Even though taking advantage of accessibility law can be as easy as taking candy from a baby, it doesn’t mean you are self-justified to do so.

I want to make it clear that I in no way believe any of the readers of the RMADAC blog are the type of people who would do this type of thing. I am just sharing my own personal desire to have this type of abuse of the law to become a such social faux-pas that people who may be tempted to abuse accessibility laws would choose not to. It’s easy to steal candy from a baby, but we have social expectations that keep the majority of society from even having that thought in the first place.

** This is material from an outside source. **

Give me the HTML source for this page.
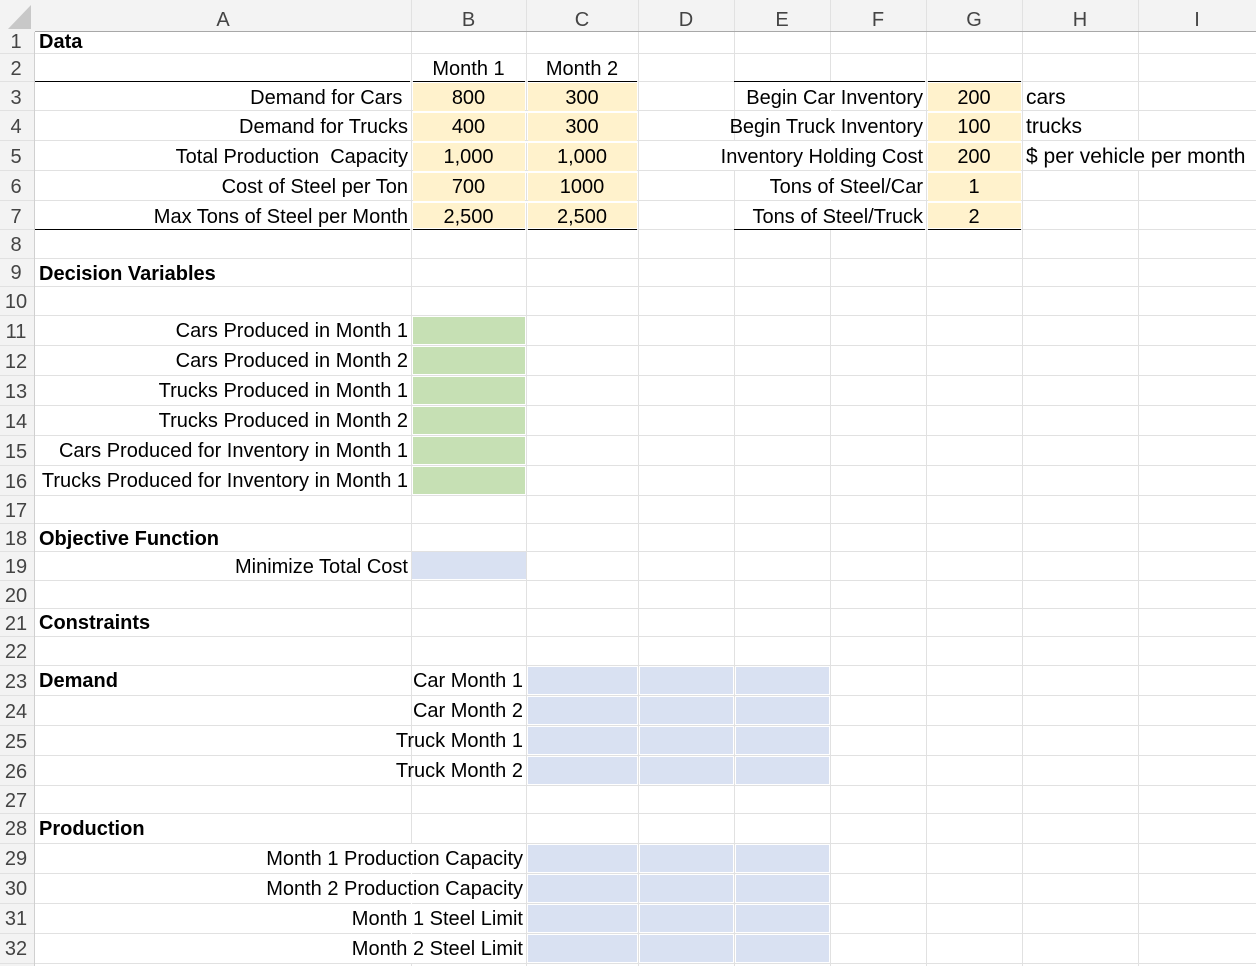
<!DOCTYPE html>
<html><head><meta charset="utf-8"><style>
*{margin:0;padding:0;box-sizing:border-box}
body{width:1256px;height:966px;overflow:hidden;background:#fff;font-family:"Liberation Sans",Arial,sans-serif;font-size:20px;color:#000;position:relative}
.c{position:absolute;white-space:nowrap;overflow:visible;padding-top:2px}
.r{text-align:right;padding-right:3px}
.m{text-align:center}
.l{padding-left:4px}
.b{font-weight:bold}
.f{position:absolute}
.y{background:#FFF2CC}.g{background:#C6E0B4}.u{background:#D9E1F2}
.k{position:absolute;height:1px;background:#000}
.w{position:absolute;width:1px;background:#fff}
.hd{position:absolute;color:#444;text-align:center;font-size:20px}
</style></head><body>
<svg width="1256" height="966" style="position:absolute;left:0;top:0">
<rect x="0" y="0" width="1256" height="32" fill="#F3F3F3"/>
<rect x="0" y="0" width="35" height="966" fill="#F3F3F3"/>
<polygon points="31,5 31,29 8,29" fill="#C8C8C8"/>
<g stroke="#E1E1E1" stroke-width="1">
<line x1="411.5" y1="0" x2="411.5" y2="966"/><line x1="526.5" y1="0" x2="526.5" y2="966"/><line x1="638.5" y1="0" x2="638.5" y2="966"/><line x1="734.5" y1="0" x2="734.5" y2="966"/><line x1="830.5" y1="0" x2="830.5" y2="966"/><line x1="926.5" y1="0" x2="926.5" y2="966"/><line x1="1022.5" y1="0" x2="1022.5" y2="966"/><line x1="1138.5" y1="0" x2="1138.5" y2="966"/>
<line x1="0" y1="53.5" x2="1256" y2="53.5"/><line x1="0" y1="81.5" x2="1256" y2="81.5"/><line x1="0" y1="110.5" x2="1256" y2="110.5"/><line x1="0" y1="140.5" x2="1256" y2="140.5"/><line x1="0" y1="170.5" x2="1256" y2="170.5"/><line x1="0" y1="200.5" x2="1256" y2="200.5"/><line x1="0" y1="229.5" x2="1256" y2="229.5"/><line x1="0" y1="258.5" x2="1256" y2="258.5"/><line x1="0" y1="286.5" x2="1256" y2="286.5"/><line x1="0" y1="315.5" x2="1256" y2="315.5"/><line x1="0" y1="345.5" x2="1256" y2="345.5"/><line x1="0" y1="375.5" x2="1256" y2="375.5"/><line x1="0" y1="405.5" x2="1256" y2="405.5"/><line x1="0" y1="435.5" x2="1256" y2="435.5"/><line x1="0" y1="465.5" x2="1256" y2="465.5"/><line x1="0" y1="495.5" x2="1256" y2="495.5"/><line x1="0" y1="523.5" x2="1256" y2="523.5"/><line x1="0" y1="551.5" x2="1256" y2="551.5"/><line x1="0" y1="580.5" x2="1256" y2="580.5"/><line x1="0" y1="608.5" x2="1256" y2="608.5"/><line x1="0" y1="636.5" x2="1256" y2="636.5"/><line x1="0" y1="665.5" x2="1256" y2="665.5"/><line x1="0" y1="695.5" x2="1256" y2="695.5"/><line x1="0" y1="725.5" x2="1256" y2="725.5"/><line x1="0" y1="755.5" x2="1256" y2="755.5"/><line x1="0" y1="785.5" x2="1256" y2="785.5"/><line x1="0" y1="813.5" x2="1256" y2="813.5"/><line x1="0" y1="843.5" x2="1256" y2="843.5"/><line x1="0" y1="873.5" x2="1256" y2="873.5"/><line x1="0" y1="903.5" x2="1256" y2="903.5"/><line x1="0" y1="933.5" x2="1256" y2="933.5"/><line x1="0" y1="963.5" x2="1256" y2="963.5"/>
</g>
<line x1="35" y1="31.5" x2="1256" y2="31.5" stroke="#A8A8A8"/>
<line x1="34.5" y1="32" x2="34.5" y2="966" stroke="#D0D0D0"/>
</svg>
<!-- gridline covers for overflowing text -->
<div class="w" style="left:830px;top:82px;height:147px"></div>
<div class="w" style="left:734px;top:141px;height:29px"></div>
<div class="w" style="left:1138px;top:141px;height:29px"></div>
<div class="w" style="left:411px;top:844px;height:119px"></div>
<!-- headers -->
<div class="hd" style="left:35px;width:376px;top:9px">A</div>
<div class="hd" style="left:411px;width:115px;top:9px">B</div>
<div class="hd" style="left:526px;width:112px;top:9px">C</div>
<div class="hd" style="left:638px;width:96px;top:9px">D</div>
<div class="hd" style="left:734px;width:96px;top:9px">E</div>
<div class="hd" style="left:830px;width:96px;top:9px">F</div>
<div class="hd" style="left:926px;width:96px;top:9px">G</div>
<div class="hd" style="left:1022px;width:116px;top:9px">H</div>
<div class="hd" style="left:1138px;width:118px;top:9px">I</div>
<div class="hd" style="left:0;width:32px;top:31px">1</div>
<div class="hd" style="left:0;width:32px;top:58px">2</div>
<div class="hd" style="left:0;width:32px;top:87px">3</div>
<div class="hd" style="left:0;width:32px;top:116px">4</div>
<div class="hd" style="left:0;width:32px;top:146px">5</div>
<div class="hd" style="left:0;width:32px;top:176px">6</div>
<div class="hd" style="left:0;width:32px;top:206px">7</div>
<div class="hd" style="left:0;width:32px;top:234px">8</div>
<div class="hd" style="left:0;width:32px;top:262px">9</div>
<div class="hd" style="left:0;width:32px;top:291px">10</div>
<div class="hd" style="left:0;width:32px;top:321px">11</div>
<div class="hd" style="left:0;width:32px;top:351px">12</div>
<div class="hd" style="left:0;width:32px;top:381px">13</div>
<div class="hd" style="left:0;width:32px;top:411px">14</div>
<div class="hd" style="left:0;width:32px;top:441px">15</div>
<div class="hd" style="left:0;width:32px;top:471px">16</div>
<div class="hd" style="left:0;width:32px;top:500px">17</div>
<div class="hd" style="left:0;width:32px;top:528px">18</div>
<div class="hd" style="left:0;width:32px;top:556px">19</div>
<div class="hd" style="left:0;width:32px;top:585px">20</div>
<div class="hd" style="left:0;width:32px;top:613px">21</div>
<div class="hd" style="left:0;width:32px;top:641px">22</div>
<div class="hd" style="left:0;width:32px;top:671px">23</div>
<div class="hd" style="left:0;width:32px;top:701px">24</div>
<div class="hd" style="left:0;width:32px;top:731px">25</div>
<div class="hd" style="left:0;width:32px;top:761px">26</div>
<div class="hd" style="left:0;width:32px;top:790px">27</div>
<div class="hd" style="left:0;width:32px;top:818px">28</div>
<div class="hd" style="left:0;width:32px;top:848px">29</div>
<div class="hd" style="left:0;width:32px;top:878px">30</div>
<div class="hd" style="left:0;width:32px;top:908px">31</div>
<div class="hd" style="left:0;width:32px;top:938px">32</div>
<!-- fills -->
<div class="f y" style="left:413px;top:83px;width:112px;height:145px"></div>
<div class="f y" style="left:528px;top:83px;width:109px;height:145px"></div>
<div class="f y" style="left:928px;top:83px;width:93px;height:145px"></div>
<div class="f" style="left:413px;top:111px;width:224px;height:2px;background:#fff"></div>
<div class="f" style="left:413px;top:141px;width:224px;height:2px;background:#fff"></div>
<div class="f" style="left:413px;top:171px;width:224px;height:2px;background:#fff"></div>
<div class="f" style="left:413px;top:201px;width:224px;height:2px;background:#fff"></div>
<div class="f" style="left:928px;top:111px;width:93px;height:2px;background:#fff"></div>
<div class="f" style="left:928px;top:141px;width:93px;height:2px;background:#fff"></div>
<div class="f" style="left:928px;top:171px;width:93px;height:2px;background:#fff"></div>
<div class="f" style="left:928px;top:201px;width:93px;height:2px;background:#fff"></div>
<div class="f g" style="left:413px;top:317px;width:112px;height:27px"></div>
<div class="f g" style="left:413px;top:347px;width:112px;height:27px"></div>
<div class="f g" style="left:413px;top:377px;width:112px;height:27px"></div>
<div class="f g" style="left:413px;top:407px;width:112px;height:27px"></div>
<div class="f g" style="left:413px;top:437px;width:112px;height:27px"></div>
<div class="f g" style="left:413px;top:467px;width:112px;height:27px"></div>
<div class="f u" style="left:412px;top:552px;width:114px;height:27px"></div>
<div class="f u" style="left:528px;top:667px;width:109px;height:27px"></div><div class="f u" style="left:640px;top:667px;width:93px;height:27px"></div><div class="f u" style="left:736px;top:667px;width:93px;height:27px"></div>
<div class="f u" style="left:528px;top:697px;width:109px;height:27px"></div><div class="f u" style="left:640px;top:697px;width:93px;height:27px"></div><div class="f u" style="left:736px;top:697px;width:93px;height:27px"></div>
<div class="f u" style="left:528px;top:727px;width:109px;height:27px"></div><div class="f u" style="left:640px;top:727px;width:93px;height:27px"></div><div class="f u" style="left:736px;top:727px;width:93px;height:27px"></div>
<div class="f u" style="left:528px;top:757px;width:109px;height:27px"></div><div class="f u" style="left:640px;top:757px;width:93px;height:27px"></div><div class="f u" style="left:736px;top:757px;width:93px;height:27px"></div>
<div class="f u" style="left:528px;top:845px;width:109px;height:27px"></div><div class="f u" style="left:640px;top:845px;width:93px;height:27px"></div><div class="f u" style="left:736px;top:845px;width:93px;height:27px"></div>
<div class="f u" style="left:528px;top:875px;width:109px;height:27px"></div><div class="f u" style="left:640px;top:875px;width:93px;height:27px"></div><div class="f u" style="left:736px;top:875px;width:93px;height:27px"></div>
<div class="f u" style="left:528px;top:905px;width:109px;height:27px"></div><div class="f u" style="left:640px;top:905px;width:93px;height:27px"></div><div class="f u" style="left:736px;top:905px;width:93px;height:27px"></div>
<div class="f u" style="left:528px;top:935px;width:109px;height:27px"></div><div class="f u" style="left:640px;top:935px;width:93px;height:27px"></div><div class="f u" style="left:736px;top:935px;width:93px;height:27px"></div>
<!-- black borders -->
<div class="k" style="left:35px;top:81px;width:375px"></div>
<div class="k" style="left:413px;top:81px;width:112px"></div>
<div class="k" style="left:528px;top:81px;width:109px"></div>
<div class="k" style="left:35px;top:229px;width:375px"></div>
<div class="k" style="left:413px;top:229px;width:112px"></div>
<div class="k" style="left:528px;top:229px;width:109px"></div>
<div class="k" style="left:734px;top:81px;width:191px"></div>
<div class="k" style="left:928px;top:81px;width:93px"></div>
<div class="k" style="left:734px;top:229px;width:191px"></div>
<div class="k" style="left:928px;top:229px;width:93px"></div>
<!-- text -->
<div class="c l b" style="left:35px;top:29px">Data</div>
<div class="c m" style="left:411px;width:115px;top:56px">Month 1</div>
<div class="c m" style="left:526px;width:112px;top:56px">Month 2</div>
<div class="c r" style="left:35px;width:376px;top:85px">Demand for Cars&nbsp;</div>
<div class="c r" style="left:35px;width:376px;top:114px">Demand for Trucks</div>
<div class="c r" style="left:35px;width:376px;top:144px">Total Production&nbsp; Capacity</div>
<div class="c r" style="left:35px;width:376px;top:174px">Cost of Steel per Ton</div>
<div class="c r" style="left:35px;width:376px;top:204px">Max Tons of Steel per Month</div>
<div class="c m" style="left:411px;width:115px;top:85px">800</div>
<div class="c m" style="left:411px;width:115px;top:114px">400</div>
<div class="c m" style="left:411px;width:115px;top:144px">1,000</div>
<div class="c m" style="left:411px;width:115px;top:174px">700</div>
<div class="c m" style="left:411px;width:115px;top:204px">2,500</div>
<div class="c m" style="left:526px;width:112px;top:85px">300</div>
<div class="c m" style="left:526px;width:112px;top:114px">300</div>
<div class="c m" style="left:526px;width:112px;top:144px">1,000</div>
<div class="c m" style="left:526px;width:112px;top:174px">1000</div>
<div class="c m" style="left:526px;width:112px;top:204px">2,500</div>
<div class="c r" style="left:626px;width:300px;top:85px">Begin Car Inventory</div>
<div class="c r" style="left:626px;width:300px;top:114px">Begin Truck Inventory</div>
<div class="c r" style="left:626px;width:300px;top:144px">Inventory Holding Cost</div>
<div class="c r" style="left:626px;width:300px;top:174px">Tons of Steel/Car</div>
<div class="c r" style="left:626px;width:300px;top:204px">Tons of Steel/Truck</div>
<div class="c m" style="left:926px;width:96px;top:85px">200</div>
<div class="c m" style="left:926px;width:96px;top:114px">100</div>
<div class="c m" style="left:926px;width:96px;top:144px">200</div>
<div class="c m" style="left:926px;width:96px;top:174px">1</div>
<div class="c m" style="left:926px;width:96px;top:204px">2</div>
<div class="c l" style="left:1022px;top:84px;font-size:21px">cars</div>
<div class="c l" style="left:1022px;top:113px;font-size:21px">trucks</div>
<div class="c l" style="left:1022px;top:143px;font-size:21px">$ per vehicle per month</div>
<div class="c l b" style="left:35px;top:261px">Decision Variables</div>
<div class="c r" style="left:35px;width:376px;top:318px">Cars Produced in Month 1</div>
<div class="c r" style="left:35px;width:376px;top:348px">Cars Produced in Month 2</div>
<div class="c r" style="left:35px;width:376px;top:378px">Trucks Produced in Month 1</div>
<div class="c r" style="left:35px;width:376px;top:408px">Trucks Produced in Month 2</div>
<div class="c r" style="left:35px;width:376px;top:438px">Cars Produced for Inventory in Month 1</div>
<div class="c r" style="left:35px;width:376px;top:468px">Trucks Produced for Inventory in Month 1</div>
<div class="c l b" style="left:35px;top:526px">Objective Function</div>
<div class="c r" style="left:35px;width:376px;top:554px">Minimize Total Cost</div>
<div class="c l b" style="left:35px;top:610px">Constraints</div>
<div class="c l b" style="left:35px;top:668px">Demand</div>
<div class="c r" style="left:226px;width:300px;top:668px">Car Month 1</div>
<div class="c r" style="left:226px;width:300px;top:698px">Car Month 2</div>
<div class="c r" style="left:226px;width:300px;top:728px">Truck Month 1</div>
<div class="c r" style="left:226px;width:300px;top:758px">Truck Month 2</div>
<div class="c l b" style="left:35px;top:816px">Production</div>
<div class="c r" style="left:126px;width:400px;top:846px">Month 1 Production Capacity</div>
<div class="c r" style="left:126px;width:400px;top:876px">Month 2 Production Capacity</div>
<div class="c r" style="left:126px;width:400px;top:906px">Month 1 Steel Limit</div>
<div class="c r" style="left:126px;width:400px;top:936px">Month 2 Steel Limit</div>
</body></html>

It’s also easy for a person to feel entitled to take their pet everywhere they go. Recently, I heard on the radio that the Millennial generation regards their pets as part of their nuclear family. It’s just so easy to take Fiddo with you and say he’s a service animal. After all, he looks “just like people” when he’s sitting in the child seat of a shopping cart. He’ll get so many likes on Facebook!

All jokes aside, taking advantage of accessibility law is not a victimless crime. When Fiddo starts licking the woman looking for a ripe avocado, she looks at Fido and the “service animal” vest you bought on Amazon and will instantly carry a negative bias from then on for people with service animals. When this sort of thing happens all the time around the country, it makes a lot of people regard service animals and their owners as a nuisance and disrespectful of others. With enough negative emotion surrounding an issue, and a general ignorance for what accessibility laws are actually intended for, real changes can occur that can ultimately limit the ability for a person living with a real disability from being able to fully take part in society, which is the point of accessibility law.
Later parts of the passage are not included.